§ **Task brief**
Write out the full listing exactly as given, minus the images.

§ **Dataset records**

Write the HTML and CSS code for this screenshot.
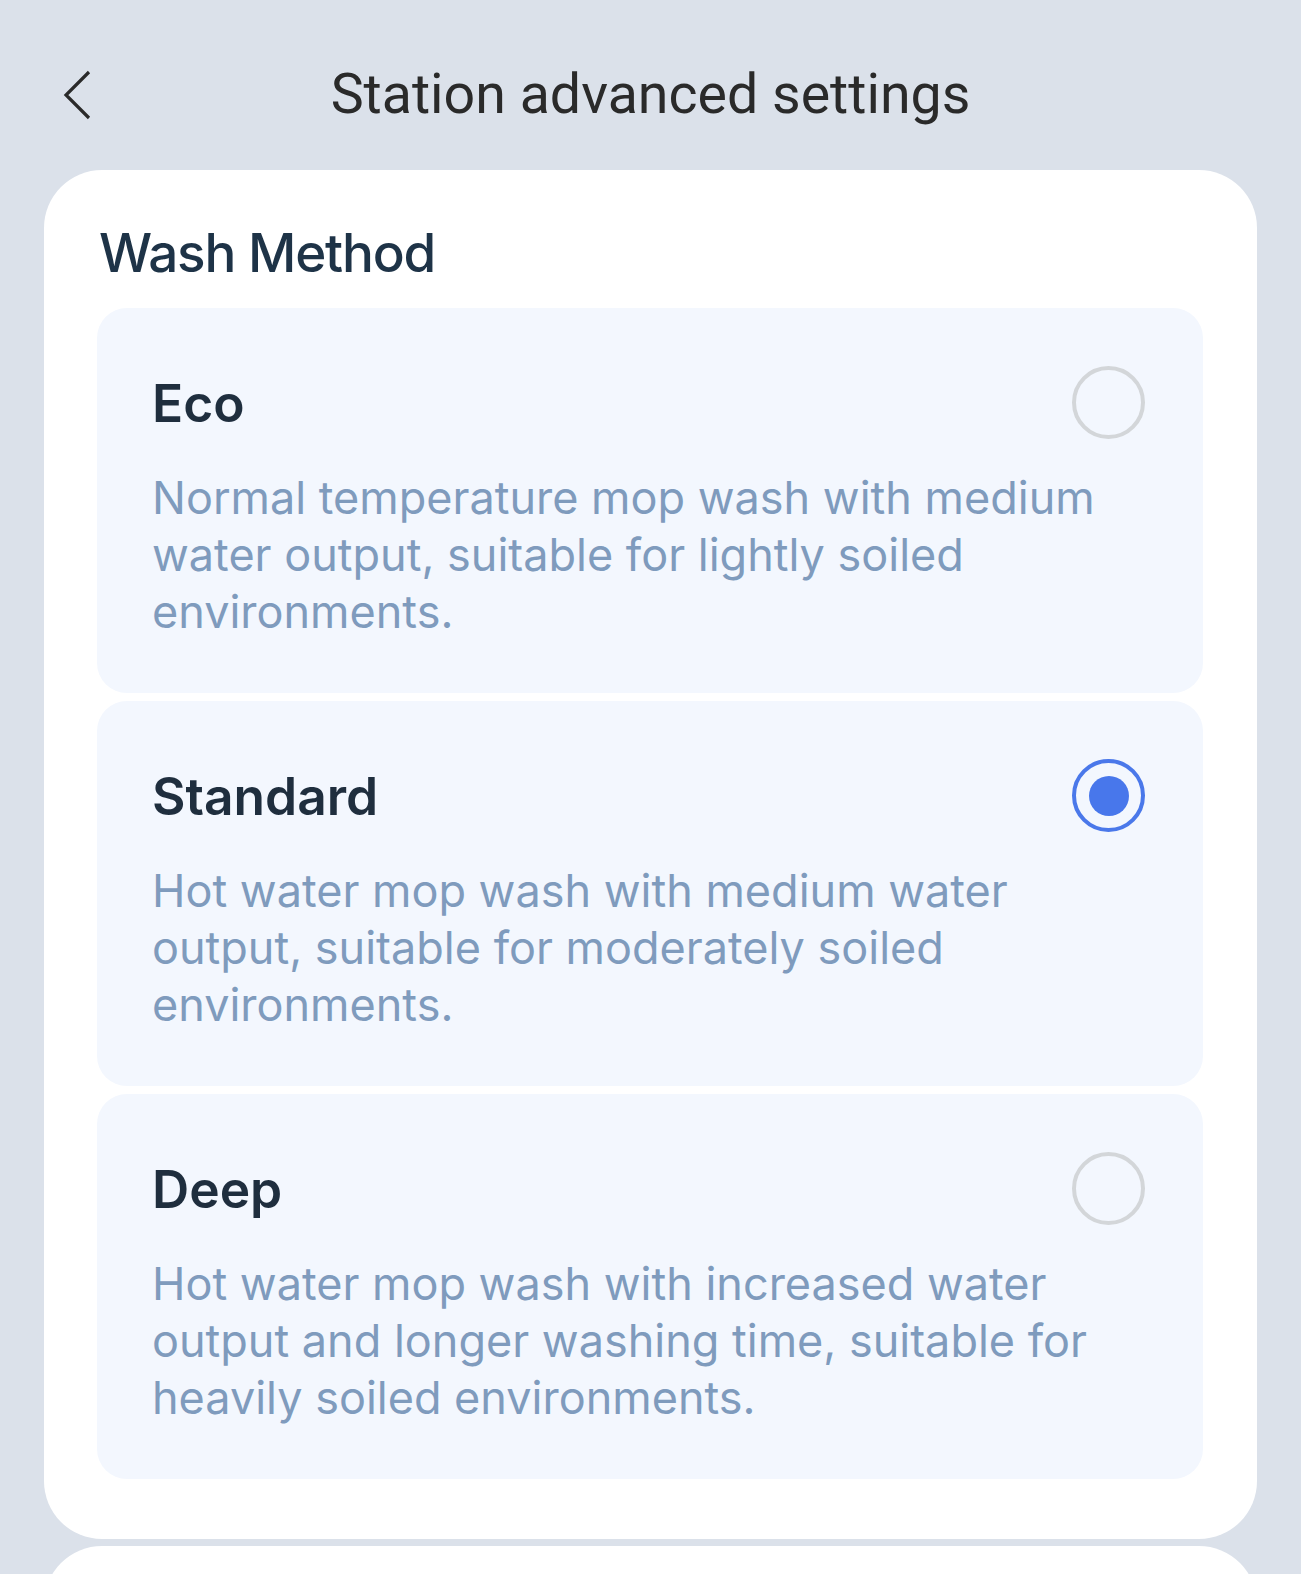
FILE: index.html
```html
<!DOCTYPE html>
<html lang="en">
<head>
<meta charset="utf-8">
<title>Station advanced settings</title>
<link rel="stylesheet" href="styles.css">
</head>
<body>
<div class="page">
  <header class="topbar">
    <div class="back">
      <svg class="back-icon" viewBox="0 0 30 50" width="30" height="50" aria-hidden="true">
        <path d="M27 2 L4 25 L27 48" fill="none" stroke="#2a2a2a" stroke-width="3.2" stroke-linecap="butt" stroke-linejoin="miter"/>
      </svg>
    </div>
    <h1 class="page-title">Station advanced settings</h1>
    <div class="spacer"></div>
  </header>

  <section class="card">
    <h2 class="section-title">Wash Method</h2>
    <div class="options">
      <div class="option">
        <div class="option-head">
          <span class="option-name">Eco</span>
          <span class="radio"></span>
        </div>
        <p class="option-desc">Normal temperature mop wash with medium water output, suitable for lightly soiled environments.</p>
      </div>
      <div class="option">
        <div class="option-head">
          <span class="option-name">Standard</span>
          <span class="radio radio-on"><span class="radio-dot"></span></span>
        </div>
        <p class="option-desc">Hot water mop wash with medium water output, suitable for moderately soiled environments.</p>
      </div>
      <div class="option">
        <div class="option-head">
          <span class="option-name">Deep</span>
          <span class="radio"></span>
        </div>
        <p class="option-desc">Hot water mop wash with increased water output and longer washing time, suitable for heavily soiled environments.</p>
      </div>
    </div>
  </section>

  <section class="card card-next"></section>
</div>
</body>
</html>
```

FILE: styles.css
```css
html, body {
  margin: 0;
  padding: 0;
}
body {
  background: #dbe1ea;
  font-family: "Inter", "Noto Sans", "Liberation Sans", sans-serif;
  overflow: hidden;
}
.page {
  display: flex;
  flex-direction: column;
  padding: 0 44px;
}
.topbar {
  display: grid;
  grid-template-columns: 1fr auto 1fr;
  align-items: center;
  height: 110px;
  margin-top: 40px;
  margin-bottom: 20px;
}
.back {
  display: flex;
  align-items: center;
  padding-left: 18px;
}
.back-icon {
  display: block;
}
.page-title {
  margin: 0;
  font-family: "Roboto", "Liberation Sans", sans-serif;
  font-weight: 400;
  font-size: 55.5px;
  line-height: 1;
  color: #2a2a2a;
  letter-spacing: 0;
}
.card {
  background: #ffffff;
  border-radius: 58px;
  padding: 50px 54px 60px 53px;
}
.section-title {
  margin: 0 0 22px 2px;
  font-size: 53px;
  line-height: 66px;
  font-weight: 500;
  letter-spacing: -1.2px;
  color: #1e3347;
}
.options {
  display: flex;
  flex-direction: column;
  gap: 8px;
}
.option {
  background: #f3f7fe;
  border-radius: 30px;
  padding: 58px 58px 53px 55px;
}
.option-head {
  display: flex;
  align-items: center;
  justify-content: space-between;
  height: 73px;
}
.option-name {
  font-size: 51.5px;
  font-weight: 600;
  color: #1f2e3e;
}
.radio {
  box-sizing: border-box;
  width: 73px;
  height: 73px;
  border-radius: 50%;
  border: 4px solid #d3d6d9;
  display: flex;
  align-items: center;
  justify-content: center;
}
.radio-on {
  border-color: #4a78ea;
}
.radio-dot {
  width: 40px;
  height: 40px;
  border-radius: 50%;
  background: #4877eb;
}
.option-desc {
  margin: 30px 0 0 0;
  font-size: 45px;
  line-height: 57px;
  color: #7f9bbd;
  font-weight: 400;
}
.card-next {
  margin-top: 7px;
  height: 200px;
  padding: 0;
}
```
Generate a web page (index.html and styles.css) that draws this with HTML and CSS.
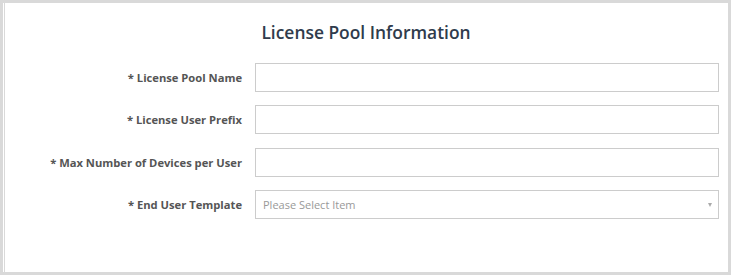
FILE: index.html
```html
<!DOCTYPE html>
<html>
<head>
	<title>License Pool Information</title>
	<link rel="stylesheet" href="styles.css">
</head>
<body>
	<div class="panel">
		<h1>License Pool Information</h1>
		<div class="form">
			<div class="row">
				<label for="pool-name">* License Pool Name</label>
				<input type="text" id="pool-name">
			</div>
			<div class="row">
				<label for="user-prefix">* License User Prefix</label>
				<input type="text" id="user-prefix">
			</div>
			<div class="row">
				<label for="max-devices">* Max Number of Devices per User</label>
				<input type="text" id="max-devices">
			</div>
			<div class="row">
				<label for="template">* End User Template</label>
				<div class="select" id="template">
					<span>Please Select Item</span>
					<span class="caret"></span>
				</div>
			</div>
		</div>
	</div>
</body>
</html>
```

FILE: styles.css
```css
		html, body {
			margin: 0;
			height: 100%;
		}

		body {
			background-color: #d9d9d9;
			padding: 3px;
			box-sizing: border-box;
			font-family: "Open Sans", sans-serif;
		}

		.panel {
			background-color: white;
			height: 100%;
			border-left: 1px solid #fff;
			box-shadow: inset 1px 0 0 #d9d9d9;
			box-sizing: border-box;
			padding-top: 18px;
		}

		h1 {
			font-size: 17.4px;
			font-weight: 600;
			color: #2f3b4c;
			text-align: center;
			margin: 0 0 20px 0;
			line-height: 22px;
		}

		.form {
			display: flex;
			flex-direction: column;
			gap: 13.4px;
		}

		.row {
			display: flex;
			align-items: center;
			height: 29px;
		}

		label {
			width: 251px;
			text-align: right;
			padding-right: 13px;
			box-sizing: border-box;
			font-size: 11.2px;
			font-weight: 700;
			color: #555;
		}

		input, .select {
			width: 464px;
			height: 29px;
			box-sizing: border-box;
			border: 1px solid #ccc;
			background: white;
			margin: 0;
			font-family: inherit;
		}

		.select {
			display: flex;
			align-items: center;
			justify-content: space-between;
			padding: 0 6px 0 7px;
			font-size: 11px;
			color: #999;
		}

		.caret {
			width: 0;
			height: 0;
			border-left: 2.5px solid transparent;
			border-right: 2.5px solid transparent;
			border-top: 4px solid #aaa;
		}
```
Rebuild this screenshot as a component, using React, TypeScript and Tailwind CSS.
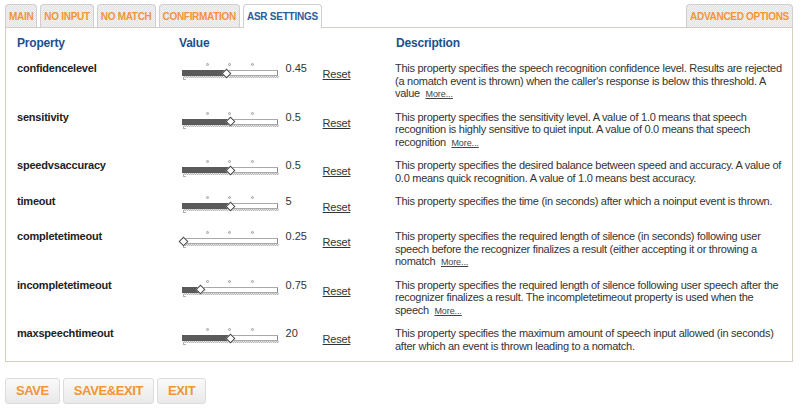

§ **Complete output**
Write the HTML and CSS code for this screenshot.
FILE: index.html
```html
<!DOCTYPE html>
<html lang="en">
<head>
<meta charset="utf-8">
<title>Station advanced settings</title>
<link rel="stylesheet" href="styles.css">
</head>
<body>
<div class="page">
  <header class="topbar">
    <div class="back">
      <svg class="back-icon" viewBox="0 0 30 50" width="30" height="50" aria-hidden="true">
        <path d="M27 2 L4 25 L27 48" fill="none" stroke="#2a2a2a" stroke-width="3.2" stroke-linecap="butt" stroke-linejoin="miter"/>
      </svg>
    </div>
    <h1 class="page-title">Station advanced settings</h1>
    <div class="spacer"></div>
  </header>

  <section class="card">
    <h2 class="section-title">Wash Method</h2>
    <div class="options">
      <div class="option">
        <div class="option-head">
          <span class="option-name">Eco</span>
          <span class="radio"></span>
        </div>
        <p class="option-desc">Normal temperature mop wash with medium water output, suitable for lightly soiled environments.</p>
      </div>
      <div class="option">
        <div class="option-head">
          <span class="option-name">Standard</span>
          <span class="radio radio-on"><span class="radio-dot"></span></span>
        </div>
        <p class="option-desc">Hot water mop wash with medium water output, suitable for moderately soiled environments.</p>
      </div>
      <div class="option">
        <div class="option-head">
          <span class="option-name">Deep</span>
          <span class="radio"></span>
        </div>
        <p class="option-desc">Hot water mop wash with increased water output and longer washing time, suitable for heavily soiled environments.</p>
      </div>
    </div>
  </section>

  <section class="card card-next"></section>
</div>
</body>
</html>
```

FILE: styles.css
```css
html, body {
  margin: 0;
  padding: 0;
}
body {
  background: #dbe1ea;
  font-family: "Inter", "Noto Sans", "Liberation Sans", sans-serif;
  overflow: hidden;
}
.page {
  display: flex;
  flex-direction: column;
  padding: 0 44px;
}
.topbar {
  display: grid;
  grid-template-columns: 1fr auto 1fr;
  align-items: center;
  height: 110px;
  margin-top: 40px;
  margin-bottom: 20px;
}
.back {
  display: flex;
  align-items: center;
  padding-left: 18px;
}
.back-icon {
  display: block;
}
.page-title {
  margin: 0;
  font-family: "Roboto", "Liberation Sans", sans-serif;
  font-weight: 400;
  font-size: 55.5px;
  line-height: 1;
  color: #2a2a2a;
  letter-spacing: 0;
}
.card {
  background: #ffffff;
  border-radius: 58px;
  padding: 50px 54px 60px 53px;
}
.section-title {
  margin: 0 0 22px 2px;
  font-size: 53px;
  line-height: 66px;
  font-weight: 500;
  letter-spacing: -1.2px;
  color: #1e3347;
}
.options {
  display: flex;
  flex-direction: column;
  gap: 8px;
}
.option {
  background: #f3f7fe;
  border-radius: 30px;
  padding: 58px 58px 53px 55px;
}
.option-head {
  display: flex;
  align-items: center;
  justify-content: space-between;
  height: 73px;
}
.option-name {
  font-size: 51.5px;
  font-weight: 600;
  color: #1f2e3e;
}
.radio {
  box-sizing: border-box;
  width: 73px;
  height: 73px;
  border-radius: 50%;
  border: 4px solid #d3d6d9;
  display: flex;
  align-items: center;
  justify-content: center;
}
.radio-on {
  border-color: #4a78ea;
}
.radio-dot {
  width: 40px;
  height: 40px;
  border-radius: 50%;
  background: #4877eb;
}
.option-desc {
  margin: 30px 0 0 0;
  font-size: 45px;
  line-height: 57px;
  color: #7f9bbd;
  font-weight: 400;
}
.card-next {
  margin-top: 7px;
  height: 200px;
  padding: 0;
}
```
Generate a web page (index.html and styles.css) that draws this with HTML and CSS.
FILE: index.html
```html
<!DOCTYPE html>
<html>
<head>
	<title>License Pool Information</title>
	<link rel="stylesheet" href="styles.css">
</head>
<body>
	<div class="panel">
		<h1>License Pool Information</h1>
		<div class="form">
			<div class="row">
				<label for="pool-name">* License Pool Name</label>
				<input type="text" id="pool-name">
			</div>
			<div class="row">
				<label for="user-prefix">* License User Prefix</label>
				<input type="text" id="user-prefix">
			</div>
			<div class="row">
				<label for="max-devices">* Max Number of Devices per User</label>
				<input type="text" id="max-devices">
			</div>
			<div class="row">
				<label for="template">* End User Template</label>
				<div class="select" id="template">
					<span>Please Select Item</span>
					<span class="caret"></span>
				</div>
			</div>
		</div>
	</div>
</body>
</html>
```

FILE: styles.css
```css
		html, body {
			margin: 0;
			height: 100%;
		}

		body {
			background-color: #d9d9d9;
			padding: 3px;
			box-sizing: border-box;
			font-family: "Open Sans", sans-serif;
		}

		.panel {
			background-color: white;
			height: 100%;
			border-left: 1px solid #fff;
			box-shadow: inset 1px 0 0 #d9d9d9;
			box-sizing: border-box;
			padding-top: 18px;
		}

		h1 {
			font-size: 17.4px;
			font-weight: 600;
			color: #2f3b4c;
			text-align: center;
			margin: 0 0 20px 0;
			line-height: 22px;
		}

		.form {
			display: flex;
			flex-direction: column;
			gap: 13.4px;
		}

		.row {
			display: flex;
			align-items: center;
			height: 29px;
		}

		label {
			width: 251px;
			text-align: right;
			padding-right: 13px;
			box-sizing: border-box;
			font-size: 11.2px;
			font-weight: 700;
			color: #555;
		}

		input, .select {
			width: 464px;
			height: 29px;
			box-sizing: border-box;
			border: 1px solid #ccc;
			background: white;
			margin: 0;
			font-family: inherit;
		}

		.select {
			display: flex;
			align-items: center;
			justify-content: space-between;
			padding: 0 6px 0 7px;
			font-size: 11px;
			color: #999;
		}

		.caret {
			width: 0;
			height: 0;
			border-left: 2.5px solid transparent;
			border-right: 2.5px solid transparent;
			border-top: 4px solid #aaa;
		}
```
Rebuild this screenshot as a component, using React, TypeScript and Tailwind CSS.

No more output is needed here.